江戸時代は冷凍設備が不充分だったこともあり、発酵作用により長期間保存が可能となる食品の人気が高かったが、納豆などはその象徴だろう。江戸では朝に1日分の飯米を炊くのが習いだったが、炊き立ての御飯に間に合うよう、朝早くに納豆売りがやって来るのが定番の光景となっていた。
当時、納豆は粒納豆、あるいは叩き納豆で売られた。叩き納豆とは、粒納豆を包丁で細かく叩き潰して三角や四角に固めたものである。そして、細い野菜や豆腐が添えられていた。
叩き納豆はそのまま食べるのではなく、味噌汁の具として使われた。味噌と一緒にお湯をかければ、野菜や豆腐などの薬味も入った「納豆汁」の出来上がりであり、パック詰めされた即席味噌汁の走りのような優れものだった。
冬に温かい味噌汁が喜ばれたのは言うまでもない。よって、納豆汁つまり叩き納豆は冬だけデリバリーされていたが、納豆汁の人気の高さから、次第に夏にも売られるようになった。
しかし、幕末に近い天保年間(1830〜1844年)に入ると、粒納豆だけがデリバリーされるようになる。温かい御飯に粒納豆を載せ、醬油をかけて食べるのが流行ったからである。それだけ醬油が安く手に入ったわけだが、納豆の風味をできるだけ損なうことなく味わいたい気持ちも強かったのだろう。
なお、京都や大坂では納豆は各家庭で自製されたため、納豆売りがやって来ることはなかった。店で売られることもなかったという(喜田川守貞『守貞漫稿』)。
当時の食事は、御飯、味噌汁そして香の物が基本メニューであった。現代に比べれば普段の食事はたいへん質素であり、香の物だけで御飯のおかずにすることは珍しくない。
香の物とは野菜を塩や糠味噌などに漬けて発酵させた食品のことで、要するに漬け物だが、この時代は漬け物の元となる野菜もデリバリーされていた。漬け物もデリバリーされた食べ物の1つだったが、当時は漬け物は自製するのが基本であった。
漬け物の筆頭といえば、大根を漬け込んだ沢庵を措いて他にないだろう。平安時代より塩・糠で漬けた大根漬けは作られていたが、撹拌せず重い石で漬け込む沢庵漬が登場したのは、江戸時代に入ってからである。

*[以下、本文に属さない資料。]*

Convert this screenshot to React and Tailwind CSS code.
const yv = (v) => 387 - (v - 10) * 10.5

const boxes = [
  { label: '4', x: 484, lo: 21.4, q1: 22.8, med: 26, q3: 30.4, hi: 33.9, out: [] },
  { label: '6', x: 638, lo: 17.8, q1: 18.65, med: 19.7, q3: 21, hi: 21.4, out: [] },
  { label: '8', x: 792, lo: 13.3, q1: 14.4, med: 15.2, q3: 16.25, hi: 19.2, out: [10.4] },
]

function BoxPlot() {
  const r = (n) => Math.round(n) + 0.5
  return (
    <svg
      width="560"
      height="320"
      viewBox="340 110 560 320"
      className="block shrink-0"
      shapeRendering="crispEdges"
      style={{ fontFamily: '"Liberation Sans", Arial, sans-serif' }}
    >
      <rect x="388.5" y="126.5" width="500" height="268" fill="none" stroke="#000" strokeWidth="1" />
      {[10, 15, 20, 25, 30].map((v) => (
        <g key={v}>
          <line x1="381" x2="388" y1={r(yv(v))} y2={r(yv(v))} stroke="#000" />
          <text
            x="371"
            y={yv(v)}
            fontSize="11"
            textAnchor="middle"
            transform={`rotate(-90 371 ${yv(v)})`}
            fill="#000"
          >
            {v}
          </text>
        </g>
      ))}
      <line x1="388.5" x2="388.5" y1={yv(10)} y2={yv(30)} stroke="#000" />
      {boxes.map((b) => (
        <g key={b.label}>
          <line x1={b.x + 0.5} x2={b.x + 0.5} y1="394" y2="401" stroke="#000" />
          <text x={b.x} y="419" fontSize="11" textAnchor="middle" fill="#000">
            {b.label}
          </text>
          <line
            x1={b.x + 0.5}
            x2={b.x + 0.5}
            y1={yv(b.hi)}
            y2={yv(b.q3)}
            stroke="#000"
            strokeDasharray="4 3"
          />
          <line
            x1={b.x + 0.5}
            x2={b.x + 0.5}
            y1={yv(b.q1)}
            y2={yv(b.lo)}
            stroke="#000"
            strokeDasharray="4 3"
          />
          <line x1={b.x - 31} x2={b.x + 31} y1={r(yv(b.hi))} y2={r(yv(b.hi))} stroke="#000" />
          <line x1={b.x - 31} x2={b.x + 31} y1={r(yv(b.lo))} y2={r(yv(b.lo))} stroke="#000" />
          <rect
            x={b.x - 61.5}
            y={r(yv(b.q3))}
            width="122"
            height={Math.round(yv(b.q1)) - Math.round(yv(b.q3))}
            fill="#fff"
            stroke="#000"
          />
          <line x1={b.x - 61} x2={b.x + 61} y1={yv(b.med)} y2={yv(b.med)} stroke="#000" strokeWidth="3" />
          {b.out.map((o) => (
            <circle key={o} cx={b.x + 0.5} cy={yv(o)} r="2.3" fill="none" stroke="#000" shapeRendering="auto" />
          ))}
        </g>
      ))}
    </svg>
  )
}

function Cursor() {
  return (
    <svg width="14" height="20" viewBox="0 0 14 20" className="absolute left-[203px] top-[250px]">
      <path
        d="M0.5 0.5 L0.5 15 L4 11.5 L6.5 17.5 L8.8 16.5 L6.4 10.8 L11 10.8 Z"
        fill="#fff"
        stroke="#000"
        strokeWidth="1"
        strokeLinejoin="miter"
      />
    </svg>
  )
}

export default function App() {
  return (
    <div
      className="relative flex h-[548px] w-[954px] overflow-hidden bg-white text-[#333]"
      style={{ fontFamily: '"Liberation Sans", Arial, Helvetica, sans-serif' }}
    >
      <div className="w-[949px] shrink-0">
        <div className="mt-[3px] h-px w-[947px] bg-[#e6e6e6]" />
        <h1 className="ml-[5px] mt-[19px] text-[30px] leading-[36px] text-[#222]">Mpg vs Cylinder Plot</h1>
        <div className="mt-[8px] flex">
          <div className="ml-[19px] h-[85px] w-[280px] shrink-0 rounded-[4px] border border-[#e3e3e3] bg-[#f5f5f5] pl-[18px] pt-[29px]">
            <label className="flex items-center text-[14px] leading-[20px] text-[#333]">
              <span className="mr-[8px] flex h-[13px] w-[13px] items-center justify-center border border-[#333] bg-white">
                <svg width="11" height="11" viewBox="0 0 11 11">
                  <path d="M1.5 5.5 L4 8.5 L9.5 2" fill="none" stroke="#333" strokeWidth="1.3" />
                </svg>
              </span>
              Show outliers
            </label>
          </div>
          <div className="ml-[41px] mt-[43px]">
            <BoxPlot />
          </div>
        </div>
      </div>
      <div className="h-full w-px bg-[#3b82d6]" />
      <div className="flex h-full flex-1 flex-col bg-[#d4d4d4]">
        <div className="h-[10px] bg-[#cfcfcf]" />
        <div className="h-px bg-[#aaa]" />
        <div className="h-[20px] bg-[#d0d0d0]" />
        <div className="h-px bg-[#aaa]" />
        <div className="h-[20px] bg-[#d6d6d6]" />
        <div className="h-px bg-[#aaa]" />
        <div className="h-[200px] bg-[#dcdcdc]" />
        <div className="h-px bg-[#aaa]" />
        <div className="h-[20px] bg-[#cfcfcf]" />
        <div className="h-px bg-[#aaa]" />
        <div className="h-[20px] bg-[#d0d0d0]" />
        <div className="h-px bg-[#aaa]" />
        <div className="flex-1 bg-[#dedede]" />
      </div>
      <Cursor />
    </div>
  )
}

沢庵を自分で作る場合は干大根を購入する必要があったが、この時代は無料で手に入れる方法があった。下肥代として、近在の農民から納入させたのだ。
現在ではあまり想像できないが、当時は屎尿が下肥と呼ばれて農作物の貴重な肥料となっていた。農民たちは金銭、もしくは野菜を渡すことで、屋敷や長屋に出入りして屎尿を汲み取ることが許されていた。

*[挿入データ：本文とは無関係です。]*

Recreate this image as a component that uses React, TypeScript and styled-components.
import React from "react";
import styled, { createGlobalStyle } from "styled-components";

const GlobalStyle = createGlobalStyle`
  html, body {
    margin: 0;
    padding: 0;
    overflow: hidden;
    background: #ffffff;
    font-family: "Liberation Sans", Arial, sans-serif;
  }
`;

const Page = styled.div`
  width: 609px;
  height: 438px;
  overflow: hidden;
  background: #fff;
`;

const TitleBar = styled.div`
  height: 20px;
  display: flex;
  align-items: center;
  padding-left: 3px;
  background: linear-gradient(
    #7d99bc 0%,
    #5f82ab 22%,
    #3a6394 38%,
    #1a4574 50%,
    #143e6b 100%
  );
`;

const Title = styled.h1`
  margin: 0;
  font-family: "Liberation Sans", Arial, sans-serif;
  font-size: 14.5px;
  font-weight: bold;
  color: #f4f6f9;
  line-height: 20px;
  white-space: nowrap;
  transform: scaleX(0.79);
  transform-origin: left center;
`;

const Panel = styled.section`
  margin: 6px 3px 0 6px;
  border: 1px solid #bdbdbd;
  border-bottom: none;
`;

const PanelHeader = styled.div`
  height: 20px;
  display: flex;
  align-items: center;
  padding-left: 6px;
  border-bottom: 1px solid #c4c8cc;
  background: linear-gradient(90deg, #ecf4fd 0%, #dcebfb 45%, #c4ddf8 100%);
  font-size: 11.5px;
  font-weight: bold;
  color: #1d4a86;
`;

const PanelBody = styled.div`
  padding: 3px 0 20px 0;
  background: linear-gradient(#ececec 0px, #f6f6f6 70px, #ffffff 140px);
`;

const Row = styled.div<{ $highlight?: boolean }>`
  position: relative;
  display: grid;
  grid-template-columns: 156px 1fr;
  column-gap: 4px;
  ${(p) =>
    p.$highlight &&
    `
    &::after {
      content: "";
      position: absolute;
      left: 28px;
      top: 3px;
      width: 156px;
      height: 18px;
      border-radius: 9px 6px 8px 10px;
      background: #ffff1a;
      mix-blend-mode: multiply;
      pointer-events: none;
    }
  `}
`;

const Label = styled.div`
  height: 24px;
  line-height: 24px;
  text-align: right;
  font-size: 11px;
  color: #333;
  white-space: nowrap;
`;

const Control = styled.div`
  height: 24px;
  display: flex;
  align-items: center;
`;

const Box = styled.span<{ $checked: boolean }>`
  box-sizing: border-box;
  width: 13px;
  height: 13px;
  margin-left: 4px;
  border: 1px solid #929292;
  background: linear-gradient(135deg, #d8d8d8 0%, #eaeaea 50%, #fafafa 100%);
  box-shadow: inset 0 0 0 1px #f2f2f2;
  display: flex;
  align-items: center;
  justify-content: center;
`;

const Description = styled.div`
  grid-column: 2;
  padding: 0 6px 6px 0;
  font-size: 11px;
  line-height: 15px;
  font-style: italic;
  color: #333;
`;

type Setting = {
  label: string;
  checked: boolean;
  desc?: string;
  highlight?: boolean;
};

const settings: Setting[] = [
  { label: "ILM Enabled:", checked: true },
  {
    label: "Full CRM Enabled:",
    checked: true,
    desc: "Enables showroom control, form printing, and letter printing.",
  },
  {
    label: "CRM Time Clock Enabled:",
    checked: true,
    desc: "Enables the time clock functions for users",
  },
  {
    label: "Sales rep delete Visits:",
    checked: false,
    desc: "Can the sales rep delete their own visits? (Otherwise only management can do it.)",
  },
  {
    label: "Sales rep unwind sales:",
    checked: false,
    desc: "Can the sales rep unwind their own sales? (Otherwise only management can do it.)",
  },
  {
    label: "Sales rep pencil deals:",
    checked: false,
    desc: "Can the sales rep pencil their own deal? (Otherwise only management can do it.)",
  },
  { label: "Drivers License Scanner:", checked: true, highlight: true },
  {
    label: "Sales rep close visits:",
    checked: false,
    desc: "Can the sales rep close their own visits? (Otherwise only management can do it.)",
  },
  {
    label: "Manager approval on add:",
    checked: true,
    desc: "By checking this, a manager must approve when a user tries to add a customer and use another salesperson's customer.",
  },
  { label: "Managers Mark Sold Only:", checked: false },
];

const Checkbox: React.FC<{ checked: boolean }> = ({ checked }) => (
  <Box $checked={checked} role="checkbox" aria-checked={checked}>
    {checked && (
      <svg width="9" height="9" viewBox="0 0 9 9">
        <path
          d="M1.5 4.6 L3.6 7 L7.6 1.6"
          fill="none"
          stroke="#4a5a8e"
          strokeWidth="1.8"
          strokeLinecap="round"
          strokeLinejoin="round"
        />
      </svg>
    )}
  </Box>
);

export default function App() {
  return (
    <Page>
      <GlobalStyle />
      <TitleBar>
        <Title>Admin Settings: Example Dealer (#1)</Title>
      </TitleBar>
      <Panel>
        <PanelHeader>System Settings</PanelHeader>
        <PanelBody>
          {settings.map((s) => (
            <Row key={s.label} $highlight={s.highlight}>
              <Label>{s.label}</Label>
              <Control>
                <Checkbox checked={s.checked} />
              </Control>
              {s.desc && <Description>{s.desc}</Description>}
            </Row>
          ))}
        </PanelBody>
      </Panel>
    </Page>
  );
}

農民が下肥代を野菜で支払う場合は、干大根何本・茄子何個納入という契約を武家屋敷や町屋敷と取り結び、汲み取り権を得るのが仕来りである。
大根や茄子の需要の高さがわかるが、干大根での納入となっているのは興味深い。すぐ漬けられるようにするため、干大根で納入させたのだ。茄子はそのまま漬けたのだろう。

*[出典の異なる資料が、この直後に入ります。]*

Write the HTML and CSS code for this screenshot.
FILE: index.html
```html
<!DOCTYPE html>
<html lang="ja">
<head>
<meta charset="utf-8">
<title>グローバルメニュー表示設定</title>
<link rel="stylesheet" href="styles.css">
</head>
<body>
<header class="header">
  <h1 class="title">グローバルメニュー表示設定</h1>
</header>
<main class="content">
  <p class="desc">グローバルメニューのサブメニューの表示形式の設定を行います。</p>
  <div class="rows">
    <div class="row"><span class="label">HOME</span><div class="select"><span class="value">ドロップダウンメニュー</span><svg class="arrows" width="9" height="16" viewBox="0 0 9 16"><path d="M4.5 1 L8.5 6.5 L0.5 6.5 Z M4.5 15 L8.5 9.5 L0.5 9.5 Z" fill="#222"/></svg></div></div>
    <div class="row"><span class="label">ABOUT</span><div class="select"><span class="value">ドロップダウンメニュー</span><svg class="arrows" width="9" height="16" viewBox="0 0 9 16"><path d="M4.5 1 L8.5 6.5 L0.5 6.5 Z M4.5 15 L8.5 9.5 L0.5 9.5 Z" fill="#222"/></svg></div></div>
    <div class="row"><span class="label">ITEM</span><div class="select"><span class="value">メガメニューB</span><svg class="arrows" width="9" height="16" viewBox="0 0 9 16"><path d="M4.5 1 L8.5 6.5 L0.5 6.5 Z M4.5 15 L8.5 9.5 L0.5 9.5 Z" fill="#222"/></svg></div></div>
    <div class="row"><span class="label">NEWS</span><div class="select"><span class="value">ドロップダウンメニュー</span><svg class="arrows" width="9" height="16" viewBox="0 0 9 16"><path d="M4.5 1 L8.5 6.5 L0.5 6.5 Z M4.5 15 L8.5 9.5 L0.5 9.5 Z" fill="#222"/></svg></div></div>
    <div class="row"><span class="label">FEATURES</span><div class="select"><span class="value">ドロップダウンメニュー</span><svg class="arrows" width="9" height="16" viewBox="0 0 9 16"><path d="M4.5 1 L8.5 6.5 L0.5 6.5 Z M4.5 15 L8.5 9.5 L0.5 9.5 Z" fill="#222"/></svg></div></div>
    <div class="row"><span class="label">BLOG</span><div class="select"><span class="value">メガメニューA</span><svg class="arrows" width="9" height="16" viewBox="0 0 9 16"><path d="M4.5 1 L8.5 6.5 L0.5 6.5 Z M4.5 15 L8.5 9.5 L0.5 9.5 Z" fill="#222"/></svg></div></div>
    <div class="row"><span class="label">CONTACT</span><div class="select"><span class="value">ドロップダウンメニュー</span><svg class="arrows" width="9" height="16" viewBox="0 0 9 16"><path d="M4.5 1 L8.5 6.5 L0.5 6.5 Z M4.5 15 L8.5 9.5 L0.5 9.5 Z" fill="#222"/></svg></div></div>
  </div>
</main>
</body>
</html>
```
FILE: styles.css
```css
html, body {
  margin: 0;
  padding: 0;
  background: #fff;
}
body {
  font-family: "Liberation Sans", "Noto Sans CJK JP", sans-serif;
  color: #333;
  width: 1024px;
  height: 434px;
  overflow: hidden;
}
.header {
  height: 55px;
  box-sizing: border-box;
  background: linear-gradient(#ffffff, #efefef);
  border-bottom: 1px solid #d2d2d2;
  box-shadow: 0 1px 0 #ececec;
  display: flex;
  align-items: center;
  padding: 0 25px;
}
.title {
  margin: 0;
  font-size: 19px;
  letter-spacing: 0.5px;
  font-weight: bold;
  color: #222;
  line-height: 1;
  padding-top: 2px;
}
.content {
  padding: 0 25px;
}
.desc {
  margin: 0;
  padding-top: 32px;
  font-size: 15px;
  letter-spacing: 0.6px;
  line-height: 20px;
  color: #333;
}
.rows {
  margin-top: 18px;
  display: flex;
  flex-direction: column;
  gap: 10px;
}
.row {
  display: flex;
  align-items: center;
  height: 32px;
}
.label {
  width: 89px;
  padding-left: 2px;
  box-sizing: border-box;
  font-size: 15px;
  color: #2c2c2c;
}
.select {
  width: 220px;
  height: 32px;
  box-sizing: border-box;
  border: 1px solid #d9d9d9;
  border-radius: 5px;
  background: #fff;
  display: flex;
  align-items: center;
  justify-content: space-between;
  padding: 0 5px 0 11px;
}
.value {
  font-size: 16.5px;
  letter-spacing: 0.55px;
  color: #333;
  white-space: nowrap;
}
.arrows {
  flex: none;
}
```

『南総里見八犬伝』の作者として知られる曲亭馬琴の日記を読んでいくと、練馬村の伊左衛門という農民に汲み取り権を与える代わりに、年間で干大根300本、茄子300個を納入させていたことがわかる。
当時、馬琴は7人家族だが、2人は子供であり、子供2人で大人1人分と換算して6人分の下肥代だった。大人1人に付き、干大根と茄子を年に50個ずつ納入する契約が結ばれていたのである。
日記には書かれていないものの、馬琴は下肥と引き換えに入手した練馬産の干大根を自分の家で漬け、沢庵として味わったのであろう。茄子も漬け物にして食べたはずだ。
この3つの宅配の事例からは、江戸の食生活の意外な実像が見えてくるのである。